**Stated goal**
Filter these entries so that only lines with the word "single" remain.

**Exercise input**
■ ■ ■ ■
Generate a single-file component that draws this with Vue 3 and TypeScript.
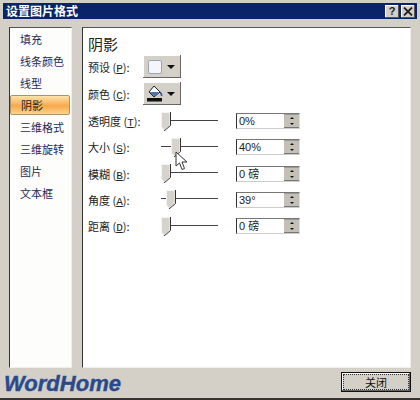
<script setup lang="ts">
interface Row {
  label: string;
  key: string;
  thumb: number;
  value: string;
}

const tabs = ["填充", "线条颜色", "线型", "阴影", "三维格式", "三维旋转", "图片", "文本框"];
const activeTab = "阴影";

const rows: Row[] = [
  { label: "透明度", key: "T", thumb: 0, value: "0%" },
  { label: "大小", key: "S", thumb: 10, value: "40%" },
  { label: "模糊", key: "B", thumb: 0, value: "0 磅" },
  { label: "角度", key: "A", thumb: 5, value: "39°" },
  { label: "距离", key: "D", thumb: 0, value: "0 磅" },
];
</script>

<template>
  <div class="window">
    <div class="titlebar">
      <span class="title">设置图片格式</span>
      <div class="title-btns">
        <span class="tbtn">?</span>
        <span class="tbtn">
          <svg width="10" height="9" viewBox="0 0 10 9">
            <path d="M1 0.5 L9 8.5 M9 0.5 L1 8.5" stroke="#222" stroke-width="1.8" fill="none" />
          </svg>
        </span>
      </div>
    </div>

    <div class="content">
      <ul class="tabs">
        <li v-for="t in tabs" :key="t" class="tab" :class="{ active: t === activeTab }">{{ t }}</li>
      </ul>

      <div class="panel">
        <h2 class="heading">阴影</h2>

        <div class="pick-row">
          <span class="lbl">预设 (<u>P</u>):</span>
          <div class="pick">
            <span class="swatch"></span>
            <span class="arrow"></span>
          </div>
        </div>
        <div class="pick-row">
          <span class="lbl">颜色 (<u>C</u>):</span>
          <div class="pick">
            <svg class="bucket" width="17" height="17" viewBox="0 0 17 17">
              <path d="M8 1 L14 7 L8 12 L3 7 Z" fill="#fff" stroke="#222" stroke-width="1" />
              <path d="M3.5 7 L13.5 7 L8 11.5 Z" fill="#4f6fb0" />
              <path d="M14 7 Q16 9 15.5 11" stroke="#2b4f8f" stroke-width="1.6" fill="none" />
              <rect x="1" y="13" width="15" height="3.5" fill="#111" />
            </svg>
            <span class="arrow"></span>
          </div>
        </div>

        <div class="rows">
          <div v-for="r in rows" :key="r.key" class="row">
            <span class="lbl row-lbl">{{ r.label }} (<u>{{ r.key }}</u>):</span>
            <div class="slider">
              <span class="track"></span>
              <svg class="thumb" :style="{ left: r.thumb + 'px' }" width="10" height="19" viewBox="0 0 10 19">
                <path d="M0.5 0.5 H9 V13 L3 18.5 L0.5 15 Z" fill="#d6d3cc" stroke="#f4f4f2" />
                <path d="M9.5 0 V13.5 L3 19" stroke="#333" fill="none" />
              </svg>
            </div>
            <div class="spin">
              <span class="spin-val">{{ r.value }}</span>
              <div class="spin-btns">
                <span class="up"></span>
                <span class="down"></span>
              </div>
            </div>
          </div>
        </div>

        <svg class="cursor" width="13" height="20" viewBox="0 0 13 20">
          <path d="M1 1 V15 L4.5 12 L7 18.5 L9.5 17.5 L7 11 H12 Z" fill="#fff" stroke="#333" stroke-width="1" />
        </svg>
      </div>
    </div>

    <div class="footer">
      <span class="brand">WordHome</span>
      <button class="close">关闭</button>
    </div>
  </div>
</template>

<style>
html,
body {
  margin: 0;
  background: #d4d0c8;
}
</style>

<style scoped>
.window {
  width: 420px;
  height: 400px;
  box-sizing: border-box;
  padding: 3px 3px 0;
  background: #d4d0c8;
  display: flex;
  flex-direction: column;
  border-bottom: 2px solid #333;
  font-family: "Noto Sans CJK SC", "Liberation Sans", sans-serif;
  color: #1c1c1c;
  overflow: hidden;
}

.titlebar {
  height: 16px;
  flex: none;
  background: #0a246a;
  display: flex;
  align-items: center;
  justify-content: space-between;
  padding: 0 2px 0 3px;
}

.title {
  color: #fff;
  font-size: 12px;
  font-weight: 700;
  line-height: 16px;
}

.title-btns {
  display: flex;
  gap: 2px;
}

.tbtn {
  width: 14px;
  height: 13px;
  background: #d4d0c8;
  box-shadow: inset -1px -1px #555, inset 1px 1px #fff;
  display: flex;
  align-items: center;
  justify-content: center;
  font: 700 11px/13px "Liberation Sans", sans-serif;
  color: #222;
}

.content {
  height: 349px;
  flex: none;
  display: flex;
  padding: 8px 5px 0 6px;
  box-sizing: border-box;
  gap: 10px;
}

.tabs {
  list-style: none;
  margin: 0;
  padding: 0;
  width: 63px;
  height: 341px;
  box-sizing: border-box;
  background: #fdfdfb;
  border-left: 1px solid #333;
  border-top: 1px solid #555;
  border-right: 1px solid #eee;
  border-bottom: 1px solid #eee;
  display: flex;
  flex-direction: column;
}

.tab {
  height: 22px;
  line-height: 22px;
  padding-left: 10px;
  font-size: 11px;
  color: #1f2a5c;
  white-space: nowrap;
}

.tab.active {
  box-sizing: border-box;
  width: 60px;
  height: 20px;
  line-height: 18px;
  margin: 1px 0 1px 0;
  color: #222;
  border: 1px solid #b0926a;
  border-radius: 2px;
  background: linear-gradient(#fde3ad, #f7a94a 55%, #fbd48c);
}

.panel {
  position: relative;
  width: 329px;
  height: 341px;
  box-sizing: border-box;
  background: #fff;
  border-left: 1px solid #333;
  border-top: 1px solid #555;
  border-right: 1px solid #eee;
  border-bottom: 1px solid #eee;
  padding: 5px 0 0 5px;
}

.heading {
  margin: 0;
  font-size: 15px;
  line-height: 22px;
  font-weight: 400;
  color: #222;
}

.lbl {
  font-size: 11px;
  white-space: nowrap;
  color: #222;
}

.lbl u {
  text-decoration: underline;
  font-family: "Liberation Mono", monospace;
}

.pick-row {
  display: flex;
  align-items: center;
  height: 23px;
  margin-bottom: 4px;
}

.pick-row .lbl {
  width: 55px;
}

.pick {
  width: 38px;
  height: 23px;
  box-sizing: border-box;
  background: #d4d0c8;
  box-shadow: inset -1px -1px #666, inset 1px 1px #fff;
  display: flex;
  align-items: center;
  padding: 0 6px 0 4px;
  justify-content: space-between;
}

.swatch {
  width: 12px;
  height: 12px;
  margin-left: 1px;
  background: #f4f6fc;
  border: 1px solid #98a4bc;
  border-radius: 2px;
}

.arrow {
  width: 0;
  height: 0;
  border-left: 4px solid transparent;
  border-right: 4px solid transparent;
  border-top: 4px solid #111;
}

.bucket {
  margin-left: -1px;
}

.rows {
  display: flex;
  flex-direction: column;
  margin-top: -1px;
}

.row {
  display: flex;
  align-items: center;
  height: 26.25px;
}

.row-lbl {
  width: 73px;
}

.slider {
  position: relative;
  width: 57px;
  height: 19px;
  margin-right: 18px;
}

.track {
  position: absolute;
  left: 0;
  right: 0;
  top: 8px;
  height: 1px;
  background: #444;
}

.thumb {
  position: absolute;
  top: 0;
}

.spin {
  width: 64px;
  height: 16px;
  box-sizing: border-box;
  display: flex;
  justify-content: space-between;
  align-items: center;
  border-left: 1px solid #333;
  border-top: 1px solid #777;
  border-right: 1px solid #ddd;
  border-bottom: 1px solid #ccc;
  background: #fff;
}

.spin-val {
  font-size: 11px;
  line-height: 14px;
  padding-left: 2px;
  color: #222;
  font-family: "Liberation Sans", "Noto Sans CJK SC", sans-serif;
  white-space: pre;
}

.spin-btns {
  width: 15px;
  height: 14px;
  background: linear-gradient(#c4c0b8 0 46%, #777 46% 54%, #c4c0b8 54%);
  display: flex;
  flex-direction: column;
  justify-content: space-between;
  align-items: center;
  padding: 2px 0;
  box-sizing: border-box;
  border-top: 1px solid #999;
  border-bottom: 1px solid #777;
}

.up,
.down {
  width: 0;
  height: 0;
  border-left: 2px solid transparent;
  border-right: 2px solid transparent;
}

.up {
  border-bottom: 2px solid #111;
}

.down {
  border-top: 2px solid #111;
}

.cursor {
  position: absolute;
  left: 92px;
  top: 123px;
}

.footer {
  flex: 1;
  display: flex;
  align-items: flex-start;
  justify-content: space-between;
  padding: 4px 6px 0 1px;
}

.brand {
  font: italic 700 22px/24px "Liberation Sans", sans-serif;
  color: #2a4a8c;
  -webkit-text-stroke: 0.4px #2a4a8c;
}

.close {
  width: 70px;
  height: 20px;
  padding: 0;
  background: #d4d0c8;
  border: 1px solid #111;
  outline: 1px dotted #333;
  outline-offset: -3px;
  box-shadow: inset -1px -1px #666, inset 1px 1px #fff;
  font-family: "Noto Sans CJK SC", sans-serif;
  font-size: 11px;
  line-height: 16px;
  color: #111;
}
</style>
■ ■ ■ ■
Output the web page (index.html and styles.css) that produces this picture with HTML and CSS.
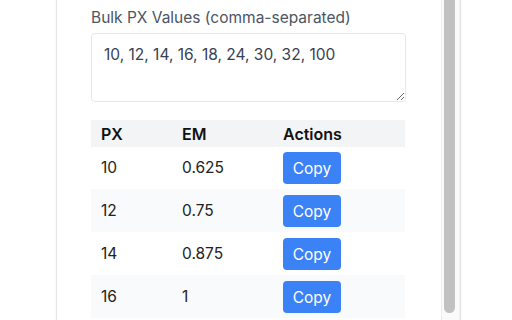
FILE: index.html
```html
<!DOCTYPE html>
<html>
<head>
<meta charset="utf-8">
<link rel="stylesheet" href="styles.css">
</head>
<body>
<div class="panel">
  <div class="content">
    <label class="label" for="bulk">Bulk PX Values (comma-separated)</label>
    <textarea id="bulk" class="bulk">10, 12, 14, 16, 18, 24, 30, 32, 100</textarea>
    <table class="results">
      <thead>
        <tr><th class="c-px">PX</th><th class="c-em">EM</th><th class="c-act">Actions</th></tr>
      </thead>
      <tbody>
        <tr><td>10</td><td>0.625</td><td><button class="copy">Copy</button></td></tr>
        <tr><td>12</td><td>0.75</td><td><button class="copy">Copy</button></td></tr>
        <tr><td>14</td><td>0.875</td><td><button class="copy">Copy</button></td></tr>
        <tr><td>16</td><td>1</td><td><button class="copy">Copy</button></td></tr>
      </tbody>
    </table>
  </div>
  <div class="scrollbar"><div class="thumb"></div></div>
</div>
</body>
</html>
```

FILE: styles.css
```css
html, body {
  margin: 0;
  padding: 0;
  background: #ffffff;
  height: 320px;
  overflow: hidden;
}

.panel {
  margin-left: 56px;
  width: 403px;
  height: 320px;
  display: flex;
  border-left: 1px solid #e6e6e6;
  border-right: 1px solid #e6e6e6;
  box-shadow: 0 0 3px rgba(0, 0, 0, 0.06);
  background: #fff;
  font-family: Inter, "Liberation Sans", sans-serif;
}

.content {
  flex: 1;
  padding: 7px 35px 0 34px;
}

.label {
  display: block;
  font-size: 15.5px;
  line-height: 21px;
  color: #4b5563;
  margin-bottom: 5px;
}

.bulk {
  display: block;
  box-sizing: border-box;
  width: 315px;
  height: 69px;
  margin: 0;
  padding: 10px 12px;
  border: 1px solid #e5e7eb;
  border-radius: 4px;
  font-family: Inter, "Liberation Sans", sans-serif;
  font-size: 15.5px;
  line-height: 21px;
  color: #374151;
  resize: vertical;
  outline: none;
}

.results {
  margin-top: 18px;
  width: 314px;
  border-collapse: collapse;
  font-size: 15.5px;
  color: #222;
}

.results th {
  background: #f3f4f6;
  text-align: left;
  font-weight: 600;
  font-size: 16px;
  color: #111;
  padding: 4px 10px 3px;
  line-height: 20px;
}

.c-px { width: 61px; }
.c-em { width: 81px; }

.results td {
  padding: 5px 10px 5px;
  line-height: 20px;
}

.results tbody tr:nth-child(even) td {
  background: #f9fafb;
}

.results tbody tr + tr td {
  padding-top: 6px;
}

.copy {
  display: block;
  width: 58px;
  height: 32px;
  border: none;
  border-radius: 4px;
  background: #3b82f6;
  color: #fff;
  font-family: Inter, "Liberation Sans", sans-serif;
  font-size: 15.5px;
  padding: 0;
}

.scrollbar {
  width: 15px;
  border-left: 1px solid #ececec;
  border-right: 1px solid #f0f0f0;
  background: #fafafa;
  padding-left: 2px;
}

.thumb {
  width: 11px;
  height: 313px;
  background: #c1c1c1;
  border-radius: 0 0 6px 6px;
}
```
■ ■ ■ ■
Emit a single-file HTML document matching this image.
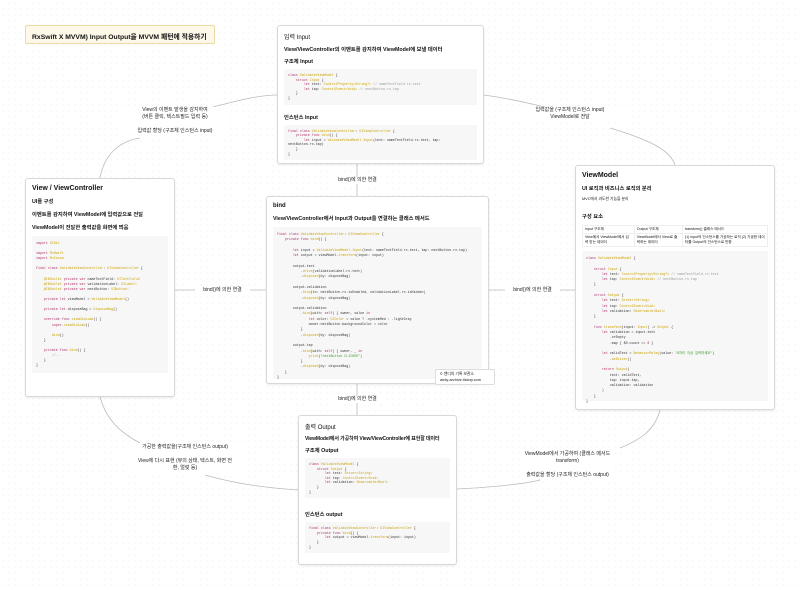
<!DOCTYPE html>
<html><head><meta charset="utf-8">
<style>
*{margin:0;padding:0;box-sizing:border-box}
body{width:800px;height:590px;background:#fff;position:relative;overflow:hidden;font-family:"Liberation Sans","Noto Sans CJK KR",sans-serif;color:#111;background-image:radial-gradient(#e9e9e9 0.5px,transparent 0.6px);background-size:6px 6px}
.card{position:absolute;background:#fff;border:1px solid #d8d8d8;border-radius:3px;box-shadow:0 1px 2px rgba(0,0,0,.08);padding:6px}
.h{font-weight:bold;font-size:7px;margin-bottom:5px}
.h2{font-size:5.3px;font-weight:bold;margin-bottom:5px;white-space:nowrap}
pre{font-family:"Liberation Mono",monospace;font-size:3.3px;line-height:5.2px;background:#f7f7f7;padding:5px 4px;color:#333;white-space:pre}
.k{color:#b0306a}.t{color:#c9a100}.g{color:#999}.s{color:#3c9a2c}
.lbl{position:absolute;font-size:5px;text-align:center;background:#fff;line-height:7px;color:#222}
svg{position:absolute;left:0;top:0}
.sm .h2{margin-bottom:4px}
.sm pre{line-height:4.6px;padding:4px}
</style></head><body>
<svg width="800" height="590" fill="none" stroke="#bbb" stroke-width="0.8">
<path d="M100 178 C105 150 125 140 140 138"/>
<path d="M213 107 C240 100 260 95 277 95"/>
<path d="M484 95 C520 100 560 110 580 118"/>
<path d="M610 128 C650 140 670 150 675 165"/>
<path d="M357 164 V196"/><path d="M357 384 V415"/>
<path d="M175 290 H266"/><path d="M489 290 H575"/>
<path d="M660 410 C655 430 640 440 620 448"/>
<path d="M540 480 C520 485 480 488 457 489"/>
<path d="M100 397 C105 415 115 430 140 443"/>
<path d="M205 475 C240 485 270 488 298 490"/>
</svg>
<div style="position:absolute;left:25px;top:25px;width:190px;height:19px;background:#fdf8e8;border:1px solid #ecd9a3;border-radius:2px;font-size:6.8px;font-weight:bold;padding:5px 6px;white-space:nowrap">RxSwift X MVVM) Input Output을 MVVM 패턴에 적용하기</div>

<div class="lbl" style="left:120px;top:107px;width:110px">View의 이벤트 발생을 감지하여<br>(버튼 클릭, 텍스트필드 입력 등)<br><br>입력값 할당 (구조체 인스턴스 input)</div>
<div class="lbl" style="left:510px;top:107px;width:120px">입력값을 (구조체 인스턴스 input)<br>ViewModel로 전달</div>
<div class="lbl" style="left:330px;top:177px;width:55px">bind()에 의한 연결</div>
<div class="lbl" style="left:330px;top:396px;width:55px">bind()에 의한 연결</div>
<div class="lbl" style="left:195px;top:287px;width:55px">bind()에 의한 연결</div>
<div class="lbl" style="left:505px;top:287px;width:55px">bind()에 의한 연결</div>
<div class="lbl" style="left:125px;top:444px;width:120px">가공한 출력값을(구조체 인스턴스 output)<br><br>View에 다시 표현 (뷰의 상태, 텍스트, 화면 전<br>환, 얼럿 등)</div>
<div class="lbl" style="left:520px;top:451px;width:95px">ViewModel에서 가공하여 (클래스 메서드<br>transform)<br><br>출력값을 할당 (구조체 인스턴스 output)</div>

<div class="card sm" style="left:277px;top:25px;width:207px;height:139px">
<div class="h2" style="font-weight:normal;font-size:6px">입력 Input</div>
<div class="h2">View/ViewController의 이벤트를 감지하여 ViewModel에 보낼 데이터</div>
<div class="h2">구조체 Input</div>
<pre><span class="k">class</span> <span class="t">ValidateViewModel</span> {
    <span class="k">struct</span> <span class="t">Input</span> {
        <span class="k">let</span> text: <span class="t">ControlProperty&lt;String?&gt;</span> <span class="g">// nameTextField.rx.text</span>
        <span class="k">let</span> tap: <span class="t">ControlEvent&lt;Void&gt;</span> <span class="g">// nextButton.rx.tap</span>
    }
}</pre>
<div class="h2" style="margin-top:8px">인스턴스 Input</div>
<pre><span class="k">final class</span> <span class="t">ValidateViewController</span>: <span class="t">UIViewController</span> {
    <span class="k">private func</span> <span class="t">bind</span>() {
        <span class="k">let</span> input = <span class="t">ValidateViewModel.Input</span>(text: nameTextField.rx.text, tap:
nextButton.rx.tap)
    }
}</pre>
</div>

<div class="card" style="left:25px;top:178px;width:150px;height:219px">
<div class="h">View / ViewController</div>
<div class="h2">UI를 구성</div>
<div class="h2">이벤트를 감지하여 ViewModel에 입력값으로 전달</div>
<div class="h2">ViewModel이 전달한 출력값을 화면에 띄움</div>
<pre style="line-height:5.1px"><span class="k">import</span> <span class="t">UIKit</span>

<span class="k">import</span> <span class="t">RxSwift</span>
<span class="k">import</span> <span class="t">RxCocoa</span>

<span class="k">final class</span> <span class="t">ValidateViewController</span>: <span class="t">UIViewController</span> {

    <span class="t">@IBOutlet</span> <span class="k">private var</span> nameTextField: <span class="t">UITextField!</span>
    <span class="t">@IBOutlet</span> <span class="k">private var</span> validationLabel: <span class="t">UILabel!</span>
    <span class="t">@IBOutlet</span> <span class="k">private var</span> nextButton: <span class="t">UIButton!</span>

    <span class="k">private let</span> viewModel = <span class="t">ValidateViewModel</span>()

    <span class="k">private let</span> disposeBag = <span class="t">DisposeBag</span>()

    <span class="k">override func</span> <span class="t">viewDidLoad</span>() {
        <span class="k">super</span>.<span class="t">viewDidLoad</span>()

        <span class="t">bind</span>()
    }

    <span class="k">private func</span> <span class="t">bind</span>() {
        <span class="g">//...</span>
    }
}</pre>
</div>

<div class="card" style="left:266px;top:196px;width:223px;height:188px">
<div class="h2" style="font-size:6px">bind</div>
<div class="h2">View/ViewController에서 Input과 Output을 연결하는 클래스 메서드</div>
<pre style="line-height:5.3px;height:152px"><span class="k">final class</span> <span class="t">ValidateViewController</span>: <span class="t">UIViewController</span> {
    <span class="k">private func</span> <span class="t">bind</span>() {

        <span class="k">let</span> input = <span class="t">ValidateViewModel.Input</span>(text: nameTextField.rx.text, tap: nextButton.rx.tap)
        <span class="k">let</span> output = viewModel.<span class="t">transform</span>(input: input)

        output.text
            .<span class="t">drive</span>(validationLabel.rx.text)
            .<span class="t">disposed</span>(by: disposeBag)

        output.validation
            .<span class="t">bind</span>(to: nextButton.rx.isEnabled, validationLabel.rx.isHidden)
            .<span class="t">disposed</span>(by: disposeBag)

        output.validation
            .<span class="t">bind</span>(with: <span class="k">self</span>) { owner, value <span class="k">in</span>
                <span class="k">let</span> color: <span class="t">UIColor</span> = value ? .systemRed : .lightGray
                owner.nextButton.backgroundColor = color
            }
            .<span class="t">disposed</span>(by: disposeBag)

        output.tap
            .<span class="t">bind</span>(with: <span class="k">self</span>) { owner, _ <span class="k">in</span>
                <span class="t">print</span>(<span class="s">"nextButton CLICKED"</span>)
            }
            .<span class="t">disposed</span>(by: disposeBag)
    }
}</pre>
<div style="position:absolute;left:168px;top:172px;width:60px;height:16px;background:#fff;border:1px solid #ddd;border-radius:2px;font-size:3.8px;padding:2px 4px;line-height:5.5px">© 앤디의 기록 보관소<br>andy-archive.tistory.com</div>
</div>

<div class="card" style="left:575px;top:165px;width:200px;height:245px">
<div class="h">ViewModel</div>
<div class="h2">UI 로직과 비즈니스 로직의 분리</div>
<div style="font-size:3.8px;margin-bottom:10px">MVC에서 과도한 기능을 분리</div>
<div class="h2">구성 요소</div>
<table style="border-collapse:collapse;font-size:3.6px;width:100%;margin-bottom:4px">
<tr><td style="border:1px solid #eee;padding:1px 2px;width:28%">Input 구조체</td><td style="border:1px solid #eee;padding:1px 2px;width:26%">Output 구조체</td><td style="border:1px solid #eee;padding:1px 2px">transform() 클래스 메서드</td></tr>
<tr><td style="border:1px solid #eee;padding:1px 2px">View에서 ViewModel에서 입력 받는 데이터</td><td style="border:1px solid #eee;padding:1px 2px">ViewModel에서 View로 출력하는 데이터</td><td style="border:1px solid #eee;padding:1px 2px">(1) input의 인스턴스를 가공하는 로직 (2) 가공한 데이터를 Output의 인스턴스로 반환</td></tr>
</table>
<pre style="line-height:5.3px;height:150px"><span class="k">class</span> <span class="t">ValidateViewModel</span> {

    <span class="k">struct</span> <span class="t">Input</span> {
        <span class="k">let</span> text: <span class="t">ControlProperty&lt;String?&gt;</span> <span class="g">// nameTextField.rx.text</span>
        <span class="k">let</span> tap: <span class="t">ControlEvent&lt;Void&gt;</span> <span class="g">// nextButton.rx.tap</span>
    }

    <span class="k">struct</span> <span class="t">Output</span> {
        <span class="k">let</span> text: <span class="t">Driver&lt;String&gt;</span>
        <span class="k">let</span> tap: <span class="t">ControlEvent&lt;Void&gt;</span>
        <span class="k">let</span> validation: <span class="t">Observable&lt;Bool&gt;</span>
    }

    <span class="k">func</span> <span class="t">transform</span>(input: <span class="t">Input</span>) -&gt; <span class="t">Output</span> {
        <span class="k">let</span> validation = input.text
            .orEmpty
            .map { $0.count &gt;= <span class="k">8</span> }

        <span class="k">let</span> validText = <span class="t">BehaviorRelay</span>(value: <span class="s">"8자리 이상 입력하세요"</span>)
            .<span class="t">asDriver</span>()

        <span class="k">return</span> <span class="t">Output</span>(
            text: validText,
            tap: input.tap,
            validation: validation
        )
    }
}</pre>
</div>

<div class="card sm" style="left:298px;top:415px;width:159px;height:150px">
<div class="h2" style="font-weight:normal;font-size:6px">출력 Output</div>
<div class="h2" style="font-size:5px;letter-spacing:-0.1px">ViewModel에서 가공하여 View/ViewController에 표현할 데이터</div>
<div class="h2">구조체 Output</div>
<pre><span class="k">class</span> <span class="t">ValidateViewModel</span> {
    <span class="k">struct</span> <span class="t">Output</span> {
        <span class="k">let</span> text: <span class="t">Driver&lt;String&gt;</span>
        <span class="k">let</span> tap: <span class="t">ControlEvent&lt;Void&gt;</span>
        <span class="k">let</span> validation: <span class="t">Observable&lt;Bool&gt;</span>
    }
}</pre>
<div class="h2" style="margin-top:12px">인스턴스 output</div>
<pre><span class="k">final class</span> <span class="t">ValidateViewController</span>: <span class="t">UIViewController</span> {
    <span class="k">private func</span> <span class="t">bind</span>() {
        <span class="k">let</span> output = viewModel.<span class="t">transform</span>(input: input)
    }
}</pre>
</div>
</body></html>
■ ■ ■ ■
**Answer**
Generate a single-file component that draws this with Vue 3 and TypeScript.
Emit a single-file HTML document matching this image.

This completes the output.